A graduate and PhD in Medicine from the University of Valencia since 1975, Rosa Ballester has pursued her academic career at several universities, including the University of Alicante, where she became the first-ever professor of History of Science.

At the UA, in addition to working as a lecturer, she held management positions in a context in which women were underrepresented. In 1995 the University Senate appointed her as UA Ombudswoman, the first person and woman ever to hold this position of vital importance to the university community. The first director of the Department of Public Health, she also directed the UA Nursing School and served as secretary of the PhD Committee.

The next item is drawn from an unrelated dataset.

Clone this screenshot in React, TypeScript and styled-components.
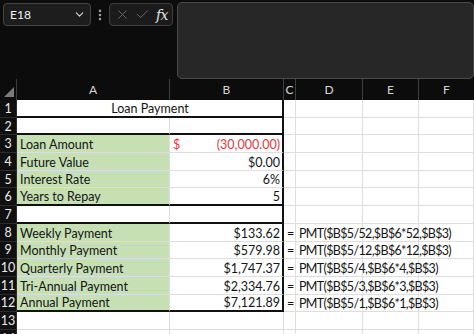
import React from 'react';
import styled, { createGlobalStyle } from 'styled-components';
import { X, Check, ChevronDown, EllipsisVertical } from 'lucide-react';

const GREEN = '#c6e0b4';
const GRID = '#dedede';
const RED = '#e8343a';
const HEAD_BG = '#0c0c0c';

type Align = 'left' | 'right' | 'center';

interface CellSpec {
  text?: string;
  prefix?: string;
  align?: Align;
  green?: boolean;
  red?: boolean;
  span?: number;
  overflow?: boolean;
}

interface RowSpec {
  cells: CellSpec[];
  thickBottom?: boolean;
}

const payments = [
  ['Weekly Payment', '$133.62', 'PMT($B$5/52,$B$6*52,$B$3)'],
  ['Monthly Payment', '$579.98', 'PMT($B$5/12,$B$6*12,$B$3)'],
  ['Quarterly Payment', '$1,747.37', 'PMT($B$5/4,$B$6*4,$B$3)'],
  ['Tri-Annual Payment', '$2,334.76', 'PMT($B$5/3,$B$6*3,$B$3)'],
  ['Annual Payment', '$7,121.89', 'PMT($B$5/1,$B$6*1,$B$3)'],
];

const inputs = [
  ['Future Value', '$0.00'],
  ['Interest Rate', '6%'],
  ['Years to Repay', '5'],
];

// columns C..F left blank
const blankTail: CellSpec[] = [{}, {}, {}, {}];

const rows: RowSpec[] = [
  { cells: [{ text: 'Loan Payment', align: 'center', span: 2 }, ...blankTail], thickBottom: true },
  { cells: [{}, {}, ...blankTail], thickBottom: true },
  {
    cells: [
      { text: 'Loan Amount', green: true },
      { text: '(30,000.00)', prefix: '$', align: 'right', red: true },
      ...blankTail,
    ],
  },
  ...inputs.map((r, i) => ({
    cells: [{ text: r[0], green: true }, { text: r[1], align: 'right' as Align }, ...blankTail],
    thickBottom: i === inputs.length - 1,
  })),
  { cells: [{}, {}, ...blankTail], thickBottom: true },
  ...payments.map((p, i) => ({
    cells: [
      { text: p[0], green: true },
      { text: p[1], align: 'right' as Align },
      { text: '=' },
      { text: p[2], overflow: true },
      {},
      {},
    ],
    thickBottom: i === payments.length - 1,
  })),
  { cells: [{}, {}, ...blankTail] },
  { cells: [{}, {}, ...blankTail] },
];

const columns = ['A', 'B', 'C', 'D', 'E', 'F'];

const App = () => {
  return (
    <Page>
      <GlobalStyle />
      <TopBar>
        <NameBox>
          <span>E18</span>
          <ChevronDown size={13} strokeWidth={2} />
        </NameBox>
        <Dots>
          <EllipsisVertical size={14} strokeWidth={2.5} />
        </Dots>
        <FxButtons>
          <X size={15} strokeWidth={1.5} />
          <Check size={15} strokeWidth={1.5} />
          <FxLabel>fx</FxLabel>
        </FxButtons>
        <FormulaInput />
      </TopBar>
      <Sheet>
        <Corner>
          <CornerTriangle />
        </Corner>
        {columns.map((c, i) => (
          <ColHeader key={c} $last={i === columns.length - 1}>{c}</ColHeader>
        ))}
        {rows.map((row, r) => {
          let col = 0;
          return (
            <React.Fragment key={r}>
              <RowHeader>{r + 1}</RowHeader>
              {row.cells.map((cell, c) => {
                const span = cell.span || 1;
                col += span;
                // col now holds the index just past this cell; B is column 2
                const inTable = col <= 2;
                return (
                  <Cell
                    key={c}
                    $span={span}
                    $align={cell.align || 'left'}
                    $green={!!cell.green}
                    $red={!!cell.red}
                    $thickBottom={!!row.thickBottom && inTable}
                    $thickRight={col === 2 && r < 12}
                    $overflow={!!cell.overflow}
                  >
                    {cell.prefix && <Prefix>{cell.prefix}</Prefix>}
                    {cell.text && <CellText $tight={!!cell.overflow}>{cell.text}</CellText>}
                  </Cell>
                );
              })}
            </React.Fragment>
          );
        })}
      </Sheet>
    </Page>
  );
};

export default App;

const GlobalStyle = createGlobalStyle`
  html, body {
    margin: 0;
    padding: 0;
    background: ${HEAD_BG};
    overflow: hidden;
  }
  body {
    font-family: 'Lato', 'Liberation Sans', sans-serif;
  }
`;

const Page = styled.div`
  width: 474px;
  height: 334px;
  overflow: hidden;
  background: ${HEAD_BG};
`;

const TopBar = styled.div`
  display: flex;
  align-items: flex-start;
  height: 79px;
  padding: 2px 0 0 3px;
  box-sizing: border-box;
`;

const NameBox = styled.div`
  display: flex;
  align-items: center;
  justify-content: space-between;
  width: 88px;
  height: 23px;
  margin-top: 1px;
  padding: 0 4px 0 6px;
  box-sizing: border-box;
  border: 1px solid #454545;
  border-radius: 4px;
  background: #1d1d1d;
  color: #f2f2f2;
  font-size: 12px;
  svg {
    color: #d8d8d8;
  }
`;

const Dots = styled.div`
  display: flex;
  align-items: center;
  justify-content: center;
  width: 18px;
  height: 25px;
  color: #9a9a9a;
`;

const FxButtons = styled.div`
  display: flex;
  align-items: center;
  justify-content: space-between;
  width: 64px;
  height: 23px;
  margin-top: 1px;
  padding: 0 4px 0 5px;
  box-sizing: border-box;
  border: 1px solid #3e3e3e;
  border-radius: 4px;
  background: #1b1b1b;
  color: #6c6c6c;
`;

const FxLabel = styled.span`
  font-family: 'DejaVu Serif', 'Liberation Serif', serif;
  font-style: italic;
  font-size: 14px;
  color: #e6e6e6;
  letter-spacing: -0.5px;
`;

const FormulaInput = styled.div`
  flex: 1;
  height: 75px;
  margin-left: 4px;
  border: 1px solid #4a4a4a;
  border-radius: 5px;
  background: #272727;
`;

const Sheet = styled.div`
  display: grid;
  grid-template-columns: 17px 153px 114px 12px 67px 56px 1fr;
  grid-template-rows: 21px repeat(14, 17.7px);
  background: #ffffff;
`;

const Corner = styled.div`
  position: relative;
  background: ${HEAD_BG};
  border-right: 1px solid #3a3a3a;
`;

const CornerTriangle = styled.div`
  position: absolute;
  right: 2px;
  bottom: 3px;
  width: 0;
  height: 0;
  border-left: 10px solid transparent;
  border-bottom: 10px solid #7a7a7a;
`;

const ColHeader = styled.div<{ $last: boolean }>`
  display: flex;
  align-items: flex-end;
  justify-content: center;
  padding-bottom: 3px;
  background: ${HEAD_BG};
  color: #d6d6d6;
  font-size: 12px;
  border-right: ${(p) => (p.$last ? 'none' : '1px solid #3f3f3f')};
  box-sizing: border-box;
`;

const RowHeader = styled.div`
  display: flex;
  align-items: center;
  justify-content: center;
  background: #101010;
  color: #ececec;
  font-size: 12.5px;
  border-bottom: 1px solid #2c2c2c;
  border-right: 1px solid #2c2c2c;
  box-sizing: border-box;
`;

const Cell = styled.div<{
  $span: number;
  $align: Align;
  $green: boolean;
  $red: boolean;
  $thickBottom: boolean;
  $thickRight: boolean;
  $overflow: boolean;
}>`
  grid-column: span ${(p) => p.$span};
  display: flex;
  align-items: flex-end;
  justify-content: ${(p) =>
    p.$align === 'right' ? 'flex-end' : p.$align === 'center' ? 'center' : 'flex-start'};
  position: relative;
  min-width: 0;
  padding: 0 2px 0 3px;
  box-sizing: border-box;
  background: ${(p) => (p.$green ? GREEN : '#ffffff')};
  color: ${(p) => (p.$red ? RED : '#141414')};
  font-size: 12.5px;
  line-height: 14px;
  white-space: nowrap;
  overflow: ${(p) => (p.$overflow ? 'visible' : 'hidden')};
  z-index: ${(p) => (p.$overflow ? 2 : 1)};
  border-right: ${(p) => (p.$thickRight ? '2px solid #111' : `1px solid ${GRID}`)};
  border-bottom: ${(p) => (p.$thickBottom ? '2px solid #111' : `1px solid ${GRID}`)};
`;

const Prefix = styled.span`
  margin-right: auto;
`;

const CellText = styled.span<{ $tight: boolean }>`
  letter-spacing: ${(p) => (p.$tight ? '-0.65px' : 'normal')};
`;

Her commitment to the university has gone hand in hand with her involvement in other academic institutions, both national and international. For instance, she chaired the Spanish Society for the History of Medicine and is currently Vice Chair of the Valencia Region’s Royal Academy of Medicine.

As a researcher, she has six research activity periods recognised and has published six books, over 60 articles in science journals and more than 60 book chapters; highlights include her works on the assessment of systems for retrieving information on historical issues concerning studies on women’s health, such as “Perspectiva histórica de los servicios sanitarios específicos para mujeres” (1998), “La salud de las mujeres: modelos históricos, saberes y prácticas” (2001), “Del ‘regimiento de las preñadas’ a la ciencia obstétrica: las raíces del discurso médico en torno al embarazo” (2010) or “Mujeres y cultura de la paz desde sus claves históricas. Salud y cooperación para el desarrollo” (2015).

However, without forgetting her extensive academic career, the Gender Equality Committee considered that among professor Ballester’s most outstanding achievements were her pioneering efforts, in the 1990s, to integrate gender studies into PhD programmes in public health – indeed, she showed the way in postgraduate programmes and others have gradually followed suit in undergraduate degrees. This is, in the Committee’s view, one of the most relevant aspects of her legacy: decades later, her work is an essential part of what is known today as the inclusion of a gender perspective in university training in general, and in university training in health sciences in particular.